Now imagine that the matrix \(\mathbf{B}\) is symmetric:

   B[upper.tri(B)] <- B[lower.tri(B)]
   B

     [,1] [,2] [,3]
[1,] 0.74 0.88 0.63
[2,] 0.88 0.26 0.24
[3,] 0.63 0.24 0.59

And let’s do the eigendecomposition of this matrix:

   eig.res <- eigen(B)
   eig.res

eigen() decomposition
$values
[1]  1.7709909  0.2757779 -0.4567688

$vectors
           [,1]       [,2]       [,3]
[1,] -0.7200185 -0.2389854  0.6515054
[2,] -0.4963684 -0.4787344 -0.7241766
[3,] -0.4849657  0.8448073 -0.2260728

The interesting thing here is that now the reconstruction equation boils down to:

\[ \mathbf{B} = \mathbf{U}\mathbf{\lambda}\mathbf{U}^T \]

Note that now we just need to post-multiply \(\mathbf{U}\mathbf{\lambda}\) by the transpose of \(\mathbf{U}\) rather than the inverse, which is a much simpler matrix operation.

We can check that this is true as follows:

   lambda <- diag(eig.res$values)
   U <- eig.res$vectors
   B.rec <- U %*% lambda %*% t(U)
   B.rec

     [,1] [,2] [,3]
[1,] 0.74 0.88 0.63
[2,] 0.88 0.26 0.24
[3,] 0.63 0.24 0.59

Which are indeed the original values of the symmetric version of \(\mathbf{B}\)!

Now, the idea is that we can perform the asymmetric or symmetric eigendecomposition with any matrix, including a network adjacency matrix or a proximity matrix derived from it.

In fact, we have already done a partial version of the matrix eigendecomposition many times before, because the reflective status game is a way to compute the first column (leading eigenvector) of the \(\mathbf{U}\) matrix for any proximity or adjacency matrix you feed into it.

Low Rank Approximation of the Original Matrix

The more important thing is that, once you have the eigendecomposition of a matrix, and the full set of eigenvectors stored in \(\mathbf{U}\), the first few columns of \(\mathbf{U}\), gives us the best low dimensional approximation of the original matrix.

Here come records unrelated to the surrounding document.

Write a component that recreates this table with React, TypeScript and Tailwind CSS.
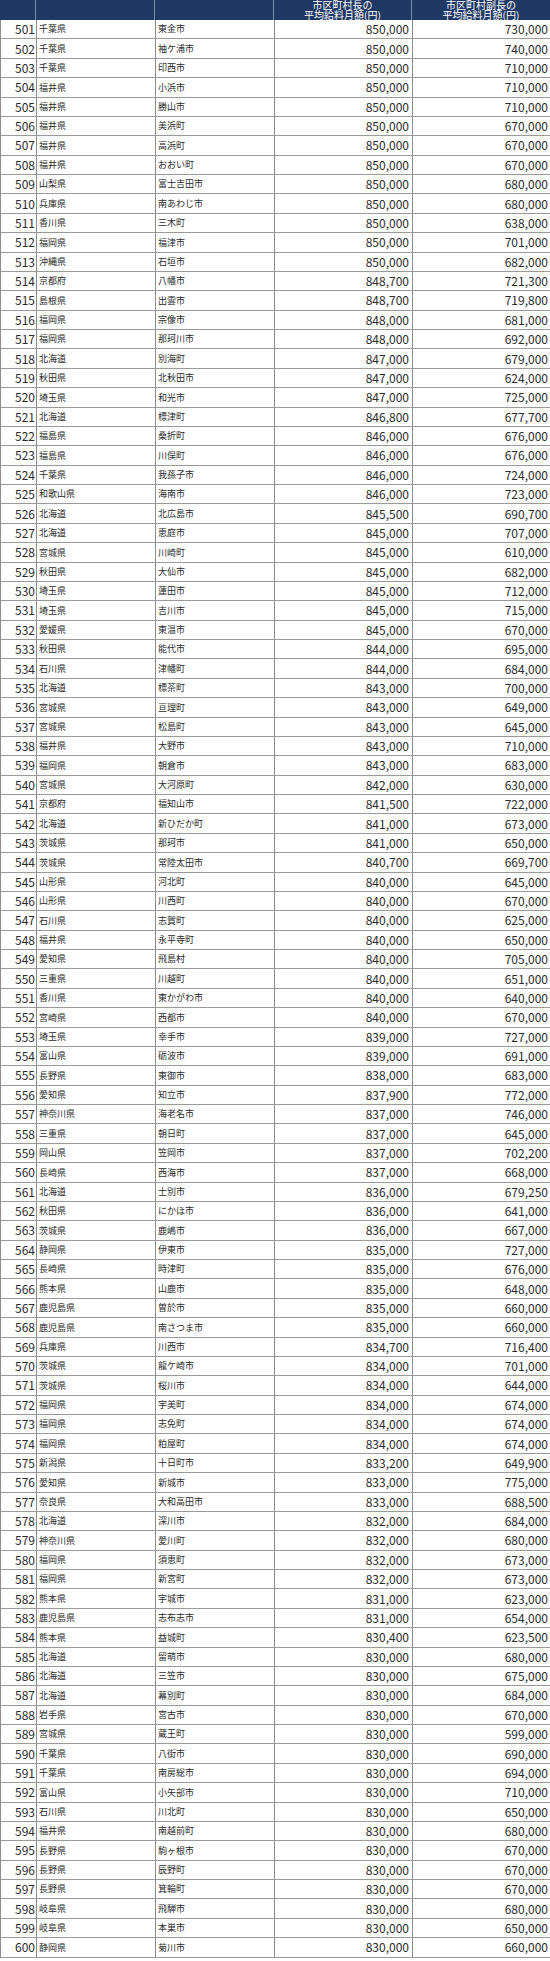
const data = `501 千葉県 東金市 850,000 730,000
502 千葉県 袖ケ浦市 850,000 740,000
503 千葉県 印西市 850,000 710,000
504 福井県 小浜市 850,000 710,000
505 福井県 勝山市 850,000 710,000
506 福井県 美浜町 850,000 670,000
507 福井県 高浜町 850,000 670,000
508 福井県 おおい町 850,000 670,000
509 山梨県 富士吉田市 850,000 680,000
510 兵庫県 南あわじ市 850,000 680,000
511 香川県 三木町 850,000 638,000
512 福岡県 福津市 850,000 701,000
513 沖縄県 石垣市 850,000 682,000
514 京都府 八幡市 848,700 721,300
515 島根県 出雲市 848,700 719,800
516 福岡県 宗像市 848,000 681,000
517 福岡県 那珂川市 848,000 692,000
518 北海道 別海町 847,000 679,000
519 秋田県 北秋田市 847,000 624,000
520 埼玉県 和光市 847,000 725,000
521 北海道 標津町 846,800 677,700
522 福島県 桑折町 846,000 676,000
523 福島県 川俣町 846,000 676,000
524 千葉県 我孫子市 846,000 724,000
525 和歌山県 海南市 846,000 723,000
526 北海道 北広島市 845,500 690,700
527 北海道 恵庭市 845,000 707,000
528 宮城県 川崎町 845,000 610,000
529 秋田県 大仙市 845,000 682,000
530 埼玉県 蓮田市 845,000 712,000
531 埼玉県 吉川市 845,000 715,000
532 愛媛県 東温市 845,000 670,000
533 秋田県 能代市 844,000 695,000
534 石川県 津幡町 844,000 684,000
535 北海道 標茶町 843,000 700,000
536 宮城県 亘理町 843,000 649,000
537 宮城県 松島町 843,000 645,000
538 福井県 大野市 843,000 710,000
539 福岡県 朝倉市 843,000 683,000
540 宮城県 大河原町 842,000 630,000
541 京都府 福知山市 841,500 722,000
542 北海道 新ひだか町 841,000 673,000
543 茨城県 那珂市 841,000 650,000
544 茨城県 常陸太田市 840,700 669,700
545 山形県 河北町 840,000 645,000
546 山形県 川西町 840,000 670,000
547 石川県 志賀町 840,000 625,000
548 福井県 永平寺町 840,000 650,000
549 愛知県 飛島村 840,000 705,000
550 三重県 川越町 840,000 651,000
551 香川県 東かがわ市 840,000 640,000
552 宮崎県 西都市 840,000 670,000
553 埼玉県 幸手市 839,000 727,000
554 富山県 砺波市 839,000 691,000
555 長野県 東御市 838,000 683,000
556 愛知県 知立市 837,900 772,000
557 神奈川県 海老名市 837,000 746,000
558 三重県 朝日町 837,000 645,000
559 岡山県 笠岡市 837,000 702,200
560 長崎県 西海市 837,000 668,000
561 北海道 士別市 836,000 679,250
562 秋田県 にかほ市 836,000 641,000
563 茨城県 鹿嶋市 836,000 667,000
564 静岡県 伊東市 835,000 727,000
565 長崎県 時津町 835,000 676,000
566 熊本県 山鹿市 835,000 648,000
567 鹿児島県 曽於市 835,000 660,000
568 鹿児島県 南さつま市 835,000 660,000
569 兵庫県 川西市 834,700 716,400
570 茨城県 龍ケ崎市 834,000 701,000
571 茨城県 桜川市 834,000 644,000
572 福岡県 宇美町 834,000 674,000
573 福岡県 志免町 834,000 674,000
574 福岡県 粕屋町 834,000 674,000
575 新潟県 十日町市 833,200 649,900
576 愛知県 新城市 833,000 775,000
577 奈良県 大和高田市 833,000 688,500
578 北海道 深川市 832,000 684,000
579 神奈川県 愛川町 832,000 680,000
580 福岡県 須恵町 832,000 673,000
581 福岡県 新宮町 832,000 673,000
582 熊本県 宇城市 831,000 623,000
583 鹿児島県 志布志市 831,000 654,000
584 熊本県 益城町 830,400 623,500
585 北海道 留萌市 830,000 680,000
586 北海道 三笠市 830,000 675,000
587 北海道 幕別町 830,000 684,000
588 岩手県 宮古市 830,000 670,000
589 宮城県 蔵王町 830,000 599,000
590 千葉県 八街市 830,000 690,000
591 千葉県 南房総市 830,000 694,000
592 富山県 小矢部市 830,000 710,000
593 石川県 川北町 830,000 650,000
594 福井県 南越前町 830,000 680,000
595 長野県 駒ヶ根市 830,000 670,000
596 長野県 辰野町 830,000 670,000
597 長野県 箕輪町 830,000 670,000
598 岐阜県 飛騨市 830,000 680,000
599 岐阜県 本巣市 830,000 650,000
600 静岡県 菊川市 830,000 660,000`;

const rows = data.split("\n").map((line) => line.split(" "));

const cols = "grid grid-cols-[36px_119px_119px_138px_138px]";

export default function App() {
  return (
    <div className="w-[550px] bg-white font-['Noto_Sans_CJK_JP','Noto_Sans',sans-serif] text-[#2b2b2b]">
      {/* header */}
      <div className={`${cols} h-[20px] bg-[#1f3864] text-white`}>
        <div className="border-r border-[#7d8aa3]" />
        <div className="border-r border-[#7d8aa3]" />
        <div className="border-r border-[#7d8aa3]" />
        <div className="flex flex-col items-center justify-center border-r border-[#7d8aa3] text-[10px] leading-[10px]">
          <span>市区町村長の</span>
          <span>平均給料月額(円)</span>
        </div>
        <div className="flex flex-col items-center justify-center text-[10px] leading-[10px]">
          <span>市区町村副長の</span>
          <span>平均給料月額(円)</span>
        </div>
      </div>

      {/* rows */}
      <div className="border-l border-[#8c8c8c]">
        {rows.map(([no, pref, city, mayor, deputy]) => (
          <div key={no} className={`${cols} h-[19.38px] border-b border-[#9a9a9a]`}>
            <div className="flex items-center justify-end border-r border-[#8c8c8c] pr-[1px] text-[12px]">{no}</div>
            <div className="flex items-center border-r border-[#8c8c8c] pl-[2px] text-[9px]">{pref}</div>
            <div className="flex items-center border-r border-[#8c8c8c] pl-[2px] text-[9px]">{city}</div>
            <div className="flex items-center justify-end border-r border-[#8c8c8c] pr-[3px] text-[12px]">{mayor}</div>
            <div className="flex items-center justify-end pr-[3px] text-[12px]">{deputy}</div>
          </div>
        ))}
      </div>
    </div>
  );
}
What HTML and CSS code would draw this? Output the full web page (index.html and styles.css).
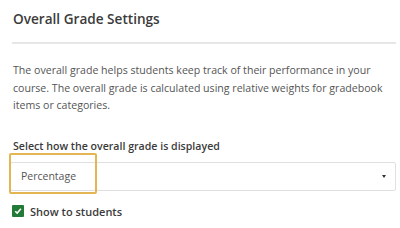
FILE: index.html
```html
<!DOCTYPE html>
<html>
<head>
<meta charset="utf-8">
<link rel="stylesheet" href="styles.css">
</head>
<body>
<div class="panel">
  <h1 class="title">Overall Grade Settings</h1>
  <div class="divider"></div>
  <p class="desc">The overall grade helps students keep track of their performance in your course. The overall grade is calculated using relative weights for gradebook items or categories.</p>
  <div class="field">
    <label class="label">Select how the overall grade is displayed</label>
    <div class="select-wrap">
      <div class="select">
        <span class="value">Percentage</span>
        <span class="caret"></span>
      </div>
      <div class="highlight"></div>
    </div>
  </div>
  <div class="check-row">
    <span class="checkbox">
      <svg width="8" height="8" viewBox="0 0 8 8"><path d="M1.2 4.2 L3.2 6.1 L6.9 1.8" fill="none" stroke="#fff" stroke-width="1.5"/></svg>
    </span>
    <span class="check-label">Show to students</span>
  </div>
</div>
</body>
</html>
```
FILE: styles.css
```css
html, body {
  margin: 0;
  padding: 0;
  background: #fff;
}
body {
  font-family: "Open Sans", "Noto Sans", sans-serif;
  color: #555;
}
.panel {
  padding: 7px 4px 0 12px;
}
.title {
  margin: 0;
  font-size: 13.6px;
  font-weight: 600;
  color: #3b3b3b;
  line-height: 24px;
  padding-left: 1px;
}
.divider {
  height: 2px;
  background: #e6e6e6;
  margin-top: 11px;
}
.desc {
  margin: 18px 0 0 1px;
  font-size: 10.6px;
  line-height: 17.5px;
  color: #555;
}
.field {
  margin-top: 23px;
}
.label {
  display: block;
  font-size: 10.6px;
  font-weight: 600;
  color: #3b3b3b;
  line-height: 16px;
  padding-left: 1px;
}
.select-wrap {
  position: relative;
  margin-top: 8px;
  margin-left: -2px;
}
.select {
  height: 27px;
  border: 1px solid #e0e0e0;
  border-radius: 2px;
  display: flex;
  align-items: center;
  justify-content: space-between;
  padding: 0 9px 0 10px;
}
.value {
  font-size: 10.5px;
  color: #555;
}
.caret {
  width: 0;
  height: 0;
  border-left: 2.5px solid transparent;
  border-right: 2.5px solid transparent;
  border-top: 3px solid #333;
}
.highlight {
  position: absolute;
  left: -1px;
  top: -9px;
  width: 84px;
  height: 37px;
  border: 2.5px solid #e3b553;
  border-radius: 2px;
}
.check-row {
  display: flex;
  align-items: center;
  gap: 6px;
  margin-top: 13px;
}
.checkbox {
  width: 12px;
  height: 12px;
  background: #217a37;
  border-radius: 1px;
  display: flex;
  align-items: center;
  justify-content: center;
}
.check-label {
  font-size: 11px;
  font-weight: 600;
  color: #3b3b3b;
}
```
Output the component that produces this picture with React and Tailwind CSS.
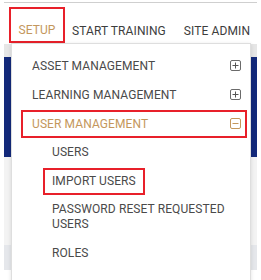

For instance, in the above case, the one-dimensional (also called “rank one”) approximation of the original matrix is given by:

\[ \mathbf{B}_{1-dim} = u_1\lambda_1u_1^T \]

Where \(u\) is just the first column (eigenvector) of \(\mathbf{U}\), and \(\lambda_1\) is just the first eigenvalue.

In R we can do this approximation as follows:

   u.1 <- as.matrix(U[, 1]) #column vector
   B.1dim <- u.1 %*% lambda[1, 1] %*% t(u.1)
   round(B.1dim, 2)

     [,1] [,2] [,3]
[1,] 0.92 0.63 0.62
[2,] 0.63 0.44 0.43
[3,] 0.62 0.43 0.42

Which are not quite the same as the original values of \(\mathbf{B}\), but they are not wildly far off either.

If we wanted to be more accurate, however, we would use a two-dimensional approximation (rank two) and thus use more of the information:

\[ \mathbf{B}_{2-dim} = u_1\lambda_1u_1^T + u_2\lambda_2u_2^T \]

In R:

   u.2 <- as.matrix(U[, 2])
   B.2dim <- u.1 %*% lambda[1, 1] %*% t(u.1) + u.2 %*% lambda[2, 2] %*% t(u.2)
   round(B.2dim, 2)

     [,1] [,2] [,3]
[1,] 0.93 0.66 0.56
[2,] 0.66 0.50 0.31
[3,] 0.56 0.31 0.61

Which are not the same as the original, but are now a bit closer!

Of course, if we wanted to reconstruct the original matrix, all we have to do is add the product of the eigenvector, eigenvalue, and transpose of the eigenvector across all three dimensions of the matrix:

   u.3 <- as.matrix(U[, 3])
   B.3dim <- 
      u.1 %*% lambda[1, 1] %*% t(u.1) + 
      u.2 %*% lambda[2, 2] %*% t(u.2) + 
      u.3 %*% lambda[3, 3] %*% t(u.3)
   round(B.3dim, 2)

     [,1] [,2] [,3]
[1,] 0.74 0.88 0.63
[2,] 0.88 0.26 0.24
[3,] 0.63 0.24 0.59

Which reconstructs the original values.

So in general, if you have a symmetric square matrix \(\mathbf{B}\) of dimensions \(k \times k\), and you obtain an eigenvalue decomposition of \(\mathbf{B}\) with eigenvectors stored in the columns of \(\mathbf{U}\) and eigenvalues in \(\lambda\), then the rank-\(p\) approximation of the original matrix is given by:

\[ \mathbf{B}_{rank-p} = \sum_{m = 1}^p u_{m}\lambda_mu_m^T \]

When \(p = k\), the equation above gives you the original matrix back. When \(p<k\) you get the best guess as to what the original was, given \(p\) dimensions.